Search the data below for the string "this". Extract every line that contains it.

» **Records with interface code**
_ _ _
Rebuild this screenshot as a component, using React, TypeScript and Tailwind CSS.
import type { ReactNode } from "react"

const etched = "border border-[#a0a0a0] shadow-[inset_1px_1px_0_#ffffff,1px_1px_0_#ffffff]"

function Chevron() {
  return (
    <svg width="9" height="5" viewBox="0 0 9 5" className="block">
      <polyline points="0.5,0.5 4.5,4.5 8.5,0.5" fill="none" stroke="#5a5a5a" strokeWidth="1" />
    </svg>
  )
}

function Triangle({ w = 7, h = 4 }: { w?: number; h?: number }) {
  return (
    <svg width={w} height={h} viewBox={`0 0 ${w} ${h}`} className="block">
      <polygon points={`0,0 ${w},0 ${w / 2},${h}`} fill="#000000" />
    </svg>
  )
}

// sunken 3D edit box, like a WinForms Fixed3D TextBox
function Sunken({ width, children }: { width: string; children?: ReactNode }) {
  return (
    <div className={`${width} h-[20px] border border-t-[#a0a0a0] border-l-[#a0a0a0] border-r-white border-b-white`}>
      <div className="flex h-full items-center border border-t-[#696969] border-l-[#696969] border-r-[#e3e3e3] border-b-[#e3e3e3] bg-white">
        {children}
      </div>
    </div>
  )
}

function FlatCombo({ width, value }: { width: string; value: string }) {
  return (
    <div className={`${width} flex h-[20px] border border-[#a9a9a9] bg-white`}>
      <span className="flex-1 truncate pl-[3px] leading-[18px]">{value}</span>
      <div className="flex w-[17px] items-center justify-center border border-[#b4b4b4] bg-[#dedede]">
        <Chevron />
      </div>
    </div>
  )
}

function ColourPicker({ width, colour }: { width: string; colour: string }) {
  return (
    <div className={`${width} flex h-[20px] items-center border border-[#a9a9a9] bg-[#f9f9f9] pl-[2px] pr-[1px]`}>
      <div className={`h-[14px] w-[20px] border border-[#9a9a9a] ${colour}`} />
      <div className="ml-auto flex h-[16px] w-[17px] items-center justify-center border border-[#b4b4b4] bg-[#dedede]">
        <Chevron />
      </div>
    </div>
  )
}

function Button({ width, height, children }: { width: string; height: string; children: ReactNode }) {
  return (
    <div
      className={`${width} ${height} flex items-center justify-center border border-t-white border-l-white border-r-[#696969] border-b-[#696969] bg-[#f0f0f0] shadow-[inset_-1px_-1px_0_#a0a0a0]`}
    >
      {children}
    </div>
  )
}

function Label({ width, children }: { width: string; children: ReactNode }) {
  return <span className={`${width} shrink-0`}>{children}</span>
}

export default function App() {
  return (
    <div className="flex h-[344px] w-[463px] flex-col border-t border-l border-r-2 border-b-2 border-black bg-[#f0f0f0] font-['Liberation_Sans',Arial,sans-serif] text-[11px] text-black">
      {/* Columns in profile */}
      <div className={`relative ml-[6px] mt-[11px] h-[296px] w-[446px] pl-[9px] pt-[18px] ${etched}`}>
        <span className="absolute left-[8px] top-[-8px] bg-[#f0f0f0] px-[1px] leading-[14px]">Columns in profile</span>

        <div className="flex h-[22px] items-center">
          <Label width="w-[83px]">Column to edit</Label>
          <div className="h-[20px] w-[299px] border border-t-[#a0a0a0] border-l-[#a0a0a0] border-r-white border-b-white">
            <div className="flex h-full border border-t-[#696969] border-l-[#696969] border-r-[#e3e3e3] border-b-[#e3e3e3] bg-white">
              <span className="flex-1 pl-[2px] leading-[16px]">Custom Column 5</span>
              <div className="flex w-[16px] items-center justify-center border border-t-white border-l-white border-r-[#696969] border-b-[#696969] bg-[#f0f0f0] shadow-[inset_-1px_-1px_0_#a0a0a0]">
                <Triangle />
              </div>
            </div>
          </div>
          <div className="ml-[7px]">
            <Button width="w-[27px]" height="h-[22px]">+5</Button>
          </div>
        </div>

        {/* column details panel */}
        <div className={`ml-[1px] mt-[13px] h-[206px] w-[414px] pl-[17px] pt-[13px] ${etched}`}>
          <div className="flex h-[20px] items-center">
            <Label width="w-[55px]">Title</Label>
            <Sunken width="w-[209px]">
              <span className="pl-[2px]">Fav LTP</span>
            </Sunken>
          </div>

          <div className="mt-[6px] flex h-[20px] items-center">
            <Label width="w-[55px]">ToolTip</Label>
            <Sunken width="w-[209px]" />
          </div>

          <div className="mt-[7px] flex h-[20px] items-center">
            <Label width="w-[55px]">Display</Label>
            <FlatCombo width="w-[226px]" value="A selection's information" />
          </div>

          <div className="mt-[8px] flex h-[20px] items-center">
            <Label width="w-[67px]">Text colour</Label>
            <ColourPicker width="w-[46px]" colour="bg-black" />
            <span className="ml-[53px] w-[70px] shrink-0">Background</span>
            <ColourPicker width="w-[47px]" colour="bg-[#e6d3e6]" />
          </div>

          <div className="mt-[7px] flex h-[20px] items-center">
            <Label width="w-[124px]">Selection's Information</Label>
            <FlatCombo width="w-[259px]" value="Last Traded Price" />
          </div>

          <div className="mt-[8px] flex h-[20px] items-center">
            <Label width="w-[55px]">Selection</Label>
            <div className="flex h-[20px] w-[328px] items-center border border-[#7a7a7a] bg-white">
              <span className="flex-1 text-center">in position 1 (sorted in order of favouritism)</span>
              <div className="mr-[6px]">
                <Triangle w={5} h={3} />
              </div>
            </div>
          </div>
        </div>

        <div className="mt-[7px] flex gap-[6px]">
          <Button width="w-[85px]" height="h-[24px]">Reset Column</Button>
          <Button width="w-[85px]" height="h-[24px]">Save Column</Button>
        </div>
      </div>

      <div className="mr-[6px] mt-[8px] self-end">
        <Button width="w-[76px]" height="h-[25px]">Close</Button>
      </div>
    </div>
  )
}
_ _ _
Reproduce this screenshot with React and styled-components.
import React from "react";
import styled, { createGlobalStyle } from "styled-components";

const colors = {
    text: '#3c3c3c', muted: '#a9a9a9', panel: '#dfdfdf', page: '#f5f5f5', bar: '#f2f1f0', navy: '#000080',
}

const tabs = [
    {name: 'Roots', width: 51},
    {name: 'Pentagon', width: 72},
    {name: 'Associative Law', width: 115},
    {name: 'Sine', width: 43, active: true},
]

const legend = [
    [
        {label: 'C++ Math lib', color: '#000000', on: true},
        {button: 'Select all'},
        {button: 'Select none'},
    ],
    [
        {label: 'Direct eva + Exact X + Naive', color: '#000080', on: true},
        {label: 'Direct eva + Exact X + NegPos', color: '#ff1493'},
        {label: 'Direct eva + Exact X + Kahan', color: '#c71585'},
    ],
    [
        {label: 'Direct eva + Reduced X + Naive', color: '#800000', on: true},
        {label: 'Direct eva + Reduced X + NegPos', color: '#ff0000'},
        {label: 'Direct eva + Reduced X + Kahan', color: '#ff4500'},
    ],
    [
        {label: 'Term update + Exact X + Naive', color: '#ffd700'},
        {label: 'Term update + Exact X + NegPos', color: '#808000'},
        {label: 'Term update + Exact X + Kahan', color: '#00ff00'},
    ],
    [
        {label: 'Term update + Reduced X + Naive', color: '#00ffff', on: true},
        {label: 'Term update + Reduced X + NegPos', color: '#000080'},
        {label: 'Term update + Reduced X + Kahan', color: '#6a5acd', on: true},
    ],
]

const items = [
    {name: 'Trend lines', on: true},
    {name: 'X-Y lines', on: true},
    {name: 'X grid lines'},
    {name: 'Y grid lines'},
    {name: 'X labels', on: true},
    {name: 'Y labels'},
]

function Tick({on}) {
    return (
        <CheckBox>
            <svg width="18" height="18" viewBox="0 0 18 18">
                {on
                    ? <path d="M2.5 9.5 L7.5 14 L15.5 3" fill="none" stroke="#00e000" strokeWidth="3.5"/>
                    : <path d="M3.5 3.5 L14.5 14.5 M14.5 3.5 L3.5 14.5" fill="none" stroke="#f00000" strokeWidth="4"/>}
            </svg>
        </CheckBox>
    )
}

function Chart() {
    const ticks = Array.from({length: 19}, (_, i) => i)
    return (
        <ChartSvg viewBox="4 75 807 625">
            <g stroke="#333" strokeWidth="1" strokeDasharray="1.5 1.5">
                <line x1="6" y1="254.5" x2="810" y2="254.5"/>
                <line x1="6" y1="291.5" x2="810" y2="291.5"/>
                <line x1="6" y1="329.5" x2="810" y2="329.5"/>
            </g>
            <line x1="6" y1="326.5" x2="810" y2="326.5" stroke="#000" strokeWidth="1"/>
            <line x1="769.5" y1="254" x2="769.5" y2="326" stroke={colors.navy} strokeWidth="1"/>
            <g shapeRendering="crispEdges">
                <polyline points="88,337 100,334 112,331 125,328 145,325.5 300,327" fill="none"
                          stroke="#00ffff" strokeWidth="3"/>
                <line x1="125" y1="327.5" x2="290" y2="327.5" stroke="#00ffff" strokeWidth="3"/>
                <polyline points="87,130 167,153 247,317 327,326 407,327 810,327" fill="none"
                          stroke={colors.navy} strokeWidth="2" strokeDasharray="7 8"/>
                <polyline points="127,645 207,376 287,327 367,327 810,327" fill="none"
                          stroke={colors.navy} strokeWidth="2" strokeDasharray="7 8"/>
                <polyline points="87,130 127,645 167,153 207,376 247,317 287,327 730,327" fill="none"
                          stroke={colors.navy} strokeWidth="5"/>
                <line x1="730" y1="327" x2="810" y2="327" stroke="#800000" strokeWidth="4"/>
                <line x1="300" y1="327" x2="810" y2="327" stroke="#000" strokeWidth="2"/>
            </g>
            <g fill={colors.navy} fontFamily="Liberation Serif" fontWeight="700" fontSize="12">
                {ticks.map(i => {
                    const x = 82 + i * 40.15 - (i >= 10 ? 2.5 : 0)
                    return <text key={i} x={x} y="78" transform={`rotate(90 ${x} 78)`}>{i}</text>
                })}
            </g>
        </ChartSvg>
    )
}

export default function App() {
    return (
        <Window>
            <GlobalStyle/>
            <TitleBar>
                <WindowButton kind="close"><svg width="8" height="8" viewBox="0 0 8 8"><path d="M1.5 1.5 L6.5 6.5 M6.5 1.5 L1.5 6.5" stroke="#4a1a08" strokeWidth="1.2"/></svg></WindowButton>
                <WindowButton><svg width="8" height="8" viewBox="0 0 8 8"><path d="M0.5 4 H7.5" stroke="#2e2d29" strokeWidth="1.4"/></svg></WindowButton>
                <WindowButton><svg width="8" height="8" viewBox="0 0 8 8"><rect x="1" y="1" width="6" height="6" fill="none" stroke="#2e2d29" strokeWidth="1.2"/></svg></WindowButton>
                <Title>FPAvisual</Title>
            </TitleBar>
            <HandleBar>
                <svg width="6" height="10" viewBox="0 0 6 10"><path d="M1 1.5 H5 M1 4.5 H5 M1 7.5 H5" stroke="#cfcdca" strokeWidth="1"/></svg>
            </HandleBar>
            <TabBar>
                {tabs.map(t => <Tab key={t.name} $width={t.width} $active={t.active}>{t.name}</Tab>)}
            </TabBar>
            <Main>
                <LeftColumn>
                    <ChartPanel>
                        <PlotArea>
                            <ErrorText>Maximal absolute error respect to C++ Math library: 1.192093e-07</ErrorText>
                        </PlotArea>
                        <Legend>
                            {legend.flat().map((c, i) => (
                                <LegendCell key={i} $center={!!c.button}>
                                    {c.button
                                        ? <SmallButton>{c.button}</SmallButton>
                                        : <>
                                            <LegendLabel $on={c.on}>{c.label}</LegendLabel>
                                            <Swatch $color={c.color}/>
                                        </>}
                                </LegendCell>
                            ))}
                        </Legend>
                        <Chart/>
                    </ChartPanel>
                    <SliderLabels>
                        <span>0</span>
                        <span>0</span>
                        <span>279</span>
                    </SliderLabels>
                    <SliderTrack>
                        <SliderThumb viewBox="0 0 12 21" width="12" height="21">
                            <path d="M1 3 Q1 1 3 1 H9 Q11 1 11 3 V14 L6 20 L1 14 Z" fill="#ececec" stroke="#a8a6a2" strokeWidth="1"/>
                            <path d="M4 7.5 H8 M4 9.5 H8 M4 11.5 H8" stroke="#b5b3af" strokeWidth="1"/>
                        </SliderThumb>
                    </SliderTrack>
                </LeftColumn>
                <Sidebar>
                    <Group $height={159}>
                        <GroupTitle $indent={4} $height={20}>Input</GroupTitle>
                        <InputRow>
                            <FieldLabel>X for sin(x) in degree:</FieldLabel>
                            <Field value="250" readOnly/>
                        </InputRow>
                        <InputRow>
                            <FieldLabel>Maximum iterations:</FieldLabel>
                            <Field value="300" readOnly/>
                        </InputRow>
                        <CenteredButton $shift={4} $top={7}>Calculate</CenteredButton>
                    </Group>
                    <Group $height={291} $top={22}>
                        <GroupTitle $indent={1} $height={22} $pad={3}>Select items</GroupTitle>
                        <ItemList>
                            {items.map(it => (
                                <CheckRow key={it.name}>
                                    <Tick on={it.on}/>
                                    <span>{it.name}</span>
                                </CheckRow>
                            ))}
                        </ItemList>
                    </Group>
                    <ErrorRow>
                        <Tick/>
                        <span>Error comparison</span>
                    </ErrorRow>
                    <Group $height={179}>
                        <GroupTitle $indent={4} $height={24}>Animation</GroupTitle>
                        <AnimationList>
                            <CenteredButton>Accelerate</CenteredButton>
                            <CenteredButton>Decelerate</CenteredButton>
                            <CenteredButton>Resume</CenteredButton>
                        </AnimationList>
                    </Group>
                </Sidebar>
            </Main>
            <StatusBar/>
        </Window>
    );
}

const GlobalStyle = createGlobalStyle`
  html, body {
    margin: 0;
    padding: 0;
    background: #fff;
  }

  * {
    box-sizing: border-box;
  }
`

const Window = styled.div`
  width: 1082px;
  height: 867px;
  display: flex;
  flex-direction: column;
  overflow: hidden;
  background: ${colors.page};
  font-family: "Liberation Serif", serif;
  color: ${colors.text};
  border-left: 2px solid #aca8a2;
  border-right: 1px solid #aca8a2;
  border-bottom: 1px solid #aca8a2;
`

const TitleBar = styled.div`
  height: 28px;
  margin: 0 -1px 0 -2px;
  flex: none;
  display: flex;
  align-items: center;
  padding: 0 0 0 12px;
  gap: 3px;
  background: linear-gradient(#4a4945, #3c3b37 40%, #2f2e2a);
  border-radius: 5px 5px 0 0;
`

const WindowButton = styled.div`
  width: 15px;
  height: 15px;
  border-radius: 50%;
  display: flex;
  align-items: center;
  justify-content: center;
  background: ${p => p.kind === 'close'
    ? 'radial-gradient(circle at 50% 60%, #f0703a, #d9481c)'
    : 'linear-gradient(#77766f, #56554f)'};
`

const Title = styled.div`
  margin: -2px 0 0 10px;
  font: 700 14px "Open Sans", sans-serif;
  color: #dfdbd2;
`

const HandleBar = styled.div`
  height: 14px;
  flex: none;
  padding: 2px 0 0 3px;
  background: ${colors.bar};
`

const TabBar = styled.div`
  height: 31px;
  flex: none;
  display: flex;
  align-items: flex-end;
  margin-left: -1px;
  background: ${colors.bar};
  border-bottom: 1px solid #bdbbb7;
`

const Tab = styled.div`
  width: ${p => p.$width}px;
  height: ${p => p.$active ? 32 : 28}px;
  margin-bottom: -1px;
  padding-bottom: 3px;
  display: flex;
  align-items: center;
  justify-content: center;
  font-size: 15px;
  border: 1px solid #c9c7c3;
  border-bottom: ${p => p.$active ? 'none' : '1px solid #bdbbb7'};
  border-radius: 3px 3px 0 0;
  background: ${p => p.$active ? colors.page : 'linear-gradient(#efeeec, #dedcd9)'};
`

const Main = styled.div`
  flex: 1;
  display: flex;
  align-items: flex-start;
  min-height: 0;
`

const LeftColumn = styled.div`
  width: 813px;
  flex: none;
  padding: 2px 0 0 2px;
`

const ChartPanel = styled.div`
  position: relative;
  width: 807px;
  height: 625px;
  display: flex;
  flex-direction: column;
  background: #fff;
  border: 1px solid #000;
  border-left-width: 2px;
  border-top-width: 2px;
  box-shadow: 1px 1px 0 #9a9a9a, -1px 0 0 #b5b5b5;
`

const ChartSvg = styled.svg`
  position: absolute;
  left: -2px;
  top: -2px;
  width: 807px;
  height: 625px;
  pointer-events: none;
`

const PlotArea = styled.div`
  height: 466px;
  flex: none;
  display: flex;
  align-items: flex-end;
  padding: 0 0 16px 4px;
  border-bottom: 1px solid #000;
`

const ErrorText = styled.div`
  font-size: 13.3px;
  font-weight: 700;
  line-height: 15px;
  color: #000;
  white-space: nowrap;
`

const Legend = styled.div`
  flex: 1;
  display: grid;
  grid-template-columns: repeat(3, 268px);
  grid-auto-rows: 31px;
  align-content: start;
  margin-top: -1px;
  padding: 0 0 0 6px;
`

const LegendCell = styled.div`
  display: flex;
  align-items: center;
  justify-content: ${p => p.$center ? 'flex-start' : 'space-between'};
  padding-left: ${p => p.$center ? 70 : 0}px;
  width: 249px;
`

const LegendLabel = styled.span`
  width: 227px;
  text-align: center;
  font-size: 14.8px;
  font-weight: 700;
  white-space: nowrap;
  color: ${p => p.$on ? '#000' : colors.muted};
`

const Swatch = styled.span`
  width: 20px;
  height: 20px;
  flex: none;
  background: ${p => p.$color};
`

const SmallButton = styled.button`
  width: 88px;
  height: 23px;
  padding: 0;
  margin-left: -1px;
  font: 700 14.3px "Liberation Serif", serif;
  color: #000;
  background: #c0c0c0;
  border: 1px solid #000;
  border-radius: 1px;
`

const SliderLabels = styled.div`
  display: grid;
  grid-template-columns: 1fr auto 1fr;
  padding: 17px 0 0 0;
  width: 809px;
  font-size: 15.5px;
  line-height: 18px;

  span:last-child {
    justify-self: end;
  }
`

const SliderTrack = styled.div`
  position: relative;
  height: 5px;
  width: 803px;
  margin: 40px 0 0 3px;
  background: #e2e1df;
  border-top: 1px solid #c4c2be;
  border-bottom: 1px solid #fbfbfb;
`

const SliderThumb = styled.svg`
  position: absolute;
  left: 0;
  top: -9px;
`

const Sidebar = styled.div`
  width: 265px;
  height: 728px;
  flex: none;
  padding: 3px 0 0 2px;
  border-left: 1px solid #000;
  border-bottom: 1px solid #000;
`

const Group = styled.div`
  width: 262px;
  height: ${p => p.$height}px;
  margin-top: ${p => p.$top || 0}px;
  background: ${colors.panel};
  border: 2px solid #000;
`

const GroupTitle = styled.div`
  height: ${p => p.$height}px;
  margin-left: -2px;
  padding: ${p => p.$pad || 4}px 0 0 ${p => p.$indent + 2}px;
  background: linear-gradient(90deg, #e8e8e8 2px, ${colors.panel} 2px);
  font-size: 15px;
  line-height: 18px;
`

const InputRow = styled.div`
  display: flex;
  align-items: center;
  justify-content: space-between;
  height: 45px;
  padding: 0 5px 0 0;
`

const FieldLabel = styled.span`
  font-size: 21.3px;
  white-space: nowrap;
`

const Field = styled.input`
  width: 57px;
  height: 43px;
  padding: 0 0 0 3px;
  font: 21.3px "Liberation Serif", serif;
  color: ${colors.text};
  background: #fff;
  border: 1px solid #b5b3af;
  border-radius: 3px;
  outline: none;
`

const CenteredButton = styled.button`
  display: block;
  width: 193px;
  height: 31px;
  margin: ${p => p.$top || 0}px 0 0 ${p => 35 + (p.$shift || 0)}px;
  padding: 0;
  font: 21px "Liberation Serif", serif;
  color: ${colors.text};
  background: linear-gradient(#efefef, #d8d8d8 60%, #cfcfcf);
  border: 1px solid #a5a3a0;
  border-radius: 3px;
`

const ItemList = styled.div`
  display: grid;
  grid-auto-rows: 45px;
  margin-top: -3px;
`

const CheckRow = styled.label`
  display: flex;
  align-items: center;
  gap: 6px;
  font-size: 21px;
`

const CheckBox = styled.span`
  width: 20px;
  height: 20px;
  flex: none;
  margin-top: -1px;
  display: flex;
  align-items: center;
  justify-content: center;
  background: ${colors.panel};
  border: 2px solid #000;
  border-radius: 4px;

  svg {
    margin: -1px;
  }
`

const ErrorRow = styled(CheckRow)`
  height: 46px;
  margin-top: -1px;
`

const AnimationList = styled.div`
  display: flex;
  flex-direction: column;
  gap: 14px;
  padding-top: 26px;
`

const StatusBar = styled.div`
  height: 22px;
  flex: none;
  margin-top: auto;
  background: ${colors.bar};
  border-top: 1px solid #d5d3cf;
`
_ _ _
» **Full answer**
Rebuild this screenshot as a component, using React, TypeScript and Tailwind CSS.
Reproduce this screenshot with React and styled-components.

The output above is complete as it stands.